Kristyn Coutts: It’s a big question, but what’s your ambition as an actor?

Jonny Weldon: Oh, wow. Do you know what? I think, there’s such a holy grail element to acting, It’s never enough, It’s always, “I want that.” It’s always, “I want more. I want to do that job. They’re doing that job, so I want to do that job.” I think everybody feels like that. So I suppose my ambition would be just to have a steady, stable career with enough income that I can occasionally go to Spain and I can just be happy and be content and have it not completely dominate my life.

There are specific things that I want to achieve. There are certain roles I want to do. There are things I want to achieve. There’s writing stuff I want to go to. But the thing that overrides all of that, would just be to be content with where it’s at. And not spend all day, day in, day out, my whole career feeling like, “Ah, if only I could get a little bit more, I’d be happy.” Just trying to be happy with what I’ve got, while I was trying to generate the work that I enjoy.

Kristyn Coutts: Lovely.
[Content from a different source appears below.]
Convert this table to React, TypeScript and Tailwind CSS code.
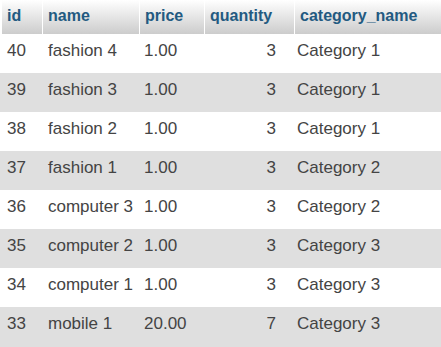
import React from "react";

const rows = [
  ["40", "fashion 4", "1.00", "3", "Category 1"],
  ["39", "fashion 3", "1.00", "3", "Category 1"],
  ["38", "fashion 2", "1.00", "3", "Category 1"],
  ["37", "fashion 1", "1.00", "3", "Category 2"],
  ["36", "computer 3", "1.00", "3", "Category 2"],
  ["35", "computer 2", "1.00", "3", "Category 3"],
  ["34", "computer 1", "1.00", "3", "Category 3"],
  ["33", "mobile 1", "20.00", "7", "Category 3"],
];

export default function App() {
  return (
    <div className="w-[441px] h-[347px] overflow-hidden bg-white" style={{ fontFamily: '"Liberation Sans", Arial, sans-serif' }}>
      <div className="grid grid-cols-[40px_96px_64px_89px_150px] gap-x-[1px] pl-[2px]">
        {["id", "name", "price", "quantity", "category_name"].map((h) => (
          <div
            key={h}
            className="h-[34px] pl-[5px] pt-[6px] text-[16px] font-bold text-[#235a81] bg-gradient-to-b from-white to-[#cccccc] leading-[20px]"
          >
            {h}
          </div>
        ))}
      </div>
      <div>
        {rows.map((r, i) => (
          <div
            key={r[0]}
            className={`grid grid-cols-[42px_96px_64px_89px_150px] ${i === rows.length - 1 ? "h-[40px]" : "h-[39px]"} text-[17px] text-[#444] leading-[20px] pt-[7px] ${i % 2 === 1 ? "bg-[#dfdfdf]" : "bg-white"}`}
          >
            <div className="pl-[7px]">{r[0]}</div>
            <div className="pl-[6px]">{r[1]}</div>
            <div className="pl-[6px]">{r[2]}</div>
            <div className="pr-[15px] text-right">{r[3]}</div>
            <div className="pl-[6px]">{r[4]}</div>
          </div>
        ))}
      </div>
    </div>
  );
}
And my last question is what are you currently watching or listening to that you would recommend?

Jonny Weldon: Yeah, what am I watching and listening to? So I’m marathon training. I’m running the London Marathon in October, the second, for Children with Cancer UK. And I’m not very good at listening to music when I exercise, so I listen to podcasts. There’s a brilliant podcast for anybody that’s interested in writing, and writing comedy in particular. There’s a great podcast called Sitcom Geeks, which you can get on Spotify or any of those Acast or any of those streaming apps, which is run by a guy called James Cary who wrote a sitcom called Bluestone 42, he wrote Miranda and lots of other things. There’s another guy that runs it as well [Dave Cohen], I can’t remember his name right now. And just every episode’s a completely different thing. So structure, story, joke writing, characters, narrative, seasons. It’s like half an hour, 45 minutes. If you’re an aspiring comedy writer, I think it’s really interesting and useful. I also like to listen to James Acaster and Ed Gamble’s… Can’t remember what it’s called now. It’s that good, I’ve forgotten what it’s called.

Kristyn Coutts: I can’t either. And I listen to it too.
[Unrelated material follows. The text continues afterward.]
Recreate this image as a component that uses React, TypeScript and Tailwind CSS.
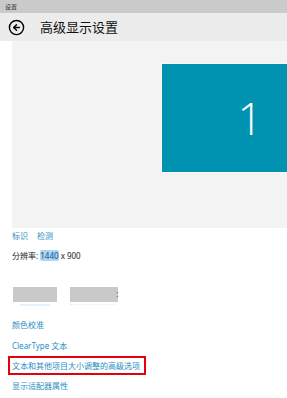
import { CircleArrowLeft } from "lucide-react";

function LinkRow({ children }: { children: React.ReactNode }) {
  return <div className="pl-[12px] text-[8px] leading-[12px] text-[#2a8ec4]">{children}</div>;
}

export default function App() {
  return (
    <div
      className="h-[398px] w-[287px] overflow-hidden bg-white"
      style={{ fontFamily: '"Noto Sans", "Noto Sans CJK SC", sans-serif' }}
    >
      {/* window caption */}
      <div className="flex h-[13px] items-center bg-[#cacaca] pl-[5px] text-[6px] leading-none text-[#333]">
        设置
      </div>

      {/* page header */}
      <div className="flex h-[28px] items-center bg-[#ececec]">
        <CircleArrowLeft size={17} strokeWidth={2} className="ml-[8px] text-black" />
        <span className="ml-[15px] text-[13px] leading-none text-[#111]">高级显示设置</span>
      </div>

      {/* monitor preview */}
      <div className="ml-[12px] h-[187px] overflow-hidden bg-[#f3f3f3] pt-[23px] pl-[150px]">
        <div className="flex h-[108px] w-[176px] items-center justify-center bg-[#0093b1] outline outline-1 outline-[#f9f9f9]">
          <span
            className="text-[44px] font-light leading-none text-white"
            style={{ fontFamily: '"Open Sans", sans-serif' }}
          >
            1
          </span>
        </div>
      </div>

      <div className="mt-[2px] flex gap-[9px] pl-[12px] text-[8px] leading-[12px] text-[#2a8ec4]">
        <span>标识</span>
        <span>检测</span>
      </div>

      <div className="mt-[8px] pl-[12px] text-[8px] leading-[12px] text-[#222]">
        分辨率:{" "}
        <span className="rounded-[2px] bg-[#a9d6f3] text-[#1a4d86]">1440</span> x 900
      </div>

      <div className="mt-[25px] flex items-start pl-[13px]">
        <div className="flex flex-col items-center">
          <div className="h-[15px] w-[44px] bg-[#c9c9c9]" />
          <div className="mt-[2px] h-[2px] w-[30px] bg-[#e4f1fa]" />
        </div>
        <div className="ml-[13px] flex flex-col">
          <div className="h-[15px] w-[48px] bg-[#c9c9c9]" />
          <div className="mt-[2px] h-[1px] w-[46px] border-t border-dotted border-[#ececec]" />
        </div>
        <span className="ml-[-2px] mt-[2px] text-[8px] leading-[10px] text-[#555]">ː</span>
      </div>

      <div className="mt-[13px]">
        <LinkRow>颜色校准</LinkRow>
      </div>
      <div className="mt-[9px]">
        <LinkRow>ClearType 文本</LinkRow>
      </div>
      <div className="mt-[4px] ml-[8px] flex h-[19px] w-[138px] items-center border-2 border-[#e5000d] pl-[2px] text-[8px] leading-[12px] text-[#2a8ec4]">
        文本和其他项目大小调整的高级选项
      </div>
      <div className="mt-[5px]">
        <LinkRow>显示适配器属性</LinkRow>
      </div>
    </div>
  );
}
Jonny Weldon: Something about eating. Off Menu.

Kristyn Coutts: That’s it.

Jonny Weldon: Off Menu. I listen to that. And I love Beyonce when I run as well. That’s the only other thing. And then honestly, I’m only watching Googlebox. During this show, I get in at 11 o’clock at night. I barely got any words left even to say hello to my fiance. So I slump into the sofa, watch Gogglebox or any film that happens to be on TV. I’m trying to think about what we’ve watched recently.

I’m about to start watching The Great because Douglas Hodge who wrote the songs for 101 Dalmatians is in it and I need to watch that. But I feel like, I mean, I just watched James Graham’s Sherwood, which is pretty spectacular. Gogglebox.

Kristyn Coutts: I’ll just put a full stop and then we’re done. We are done. Thank you so much for your time, Jonny. I really appreciate it.

Jonny Weldon: Thank you. Thanks so much for inviting me on.